Fans of Stockett’s bestselling debut will love this engaging follow-up.

Stockett heads to Mississippi for another historical novel about feisty women.

This time, perhaps recalling criticisms of cultural appropriation in The Help (2009), she sticks to feisty white women, with one exception. The setting is Oxford in 1933. For two miserable years, 11-year-old Meg has lived in “the Orphan,” a county asylum for parentless girls. Chairlady Garnett—a villain so one-note she’d twirl a mustache if she had one—makes it her mission to ostracize the older girls she deems unadoptable, stigmatizing them as offspring of the “feebleminded” mothers who abandoned them. She particularly has it in for smart, sassy Meg, who refuses to believe her mother’s mysterious disappearance was deliberate. Elsewhere in Oxford, Birdie Calhoun comes to visit her sister Frances, who married a wealthy banker, to ask for money on behalf of their mother and grandmother back in Footely. Frances isn’t thrilled by this reminder of her impoverished small-town origins. But she’s trying to climb up in Oxford society by volunteering at the Orphan, the asylum’s books need to be done before the state inspector shows up in a few weeks, and Birdie is a bookkeeper. Having neatly arranged to keep Birdie in town and draw these two storylines together, Stockett goes on to spin a compulsively readable yarn with enough plot for a half-dozen novels.

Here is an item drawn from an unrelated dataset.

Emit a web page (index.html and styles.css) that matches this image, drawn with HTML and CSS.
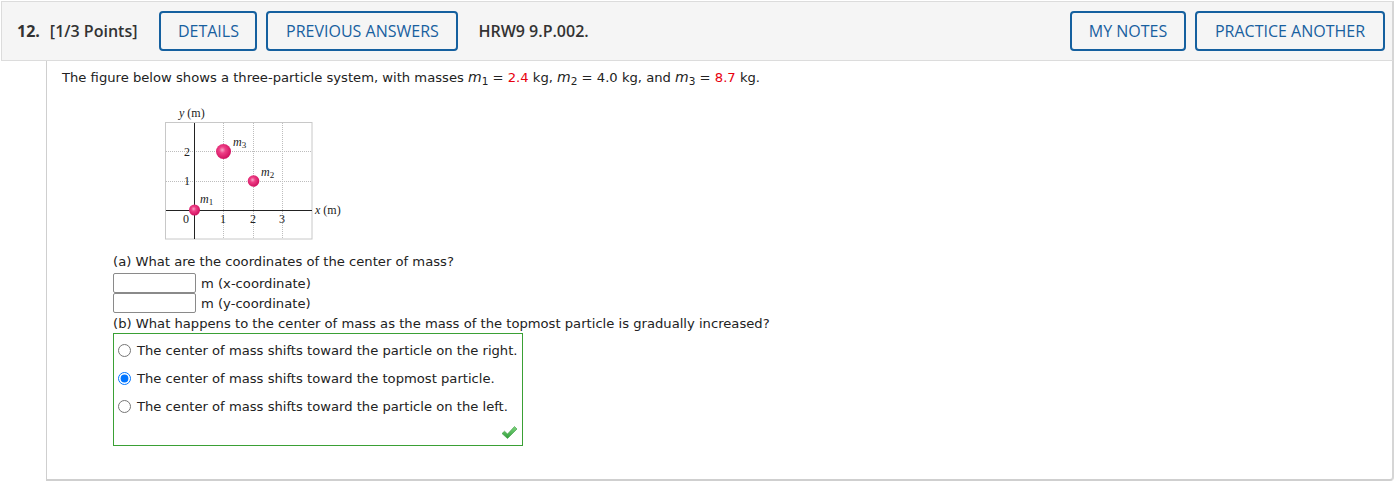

Birdie and Meg become friends, Meg is adopted despite Garnett’s best efforts, Meg’s mother turns up at the Orphan demanding to know where her child is—and that’s less than a quarter of the way through a long, winding narrative that keeps piling on more dramatic developments until all loose ends are neatly, if hastily, wrapped up in the final pages. Stockett might be making a point about Southern women facing facts and standing up for themselves, but mostly this is just a satisfyingly twisty tale that should make a great miniseries.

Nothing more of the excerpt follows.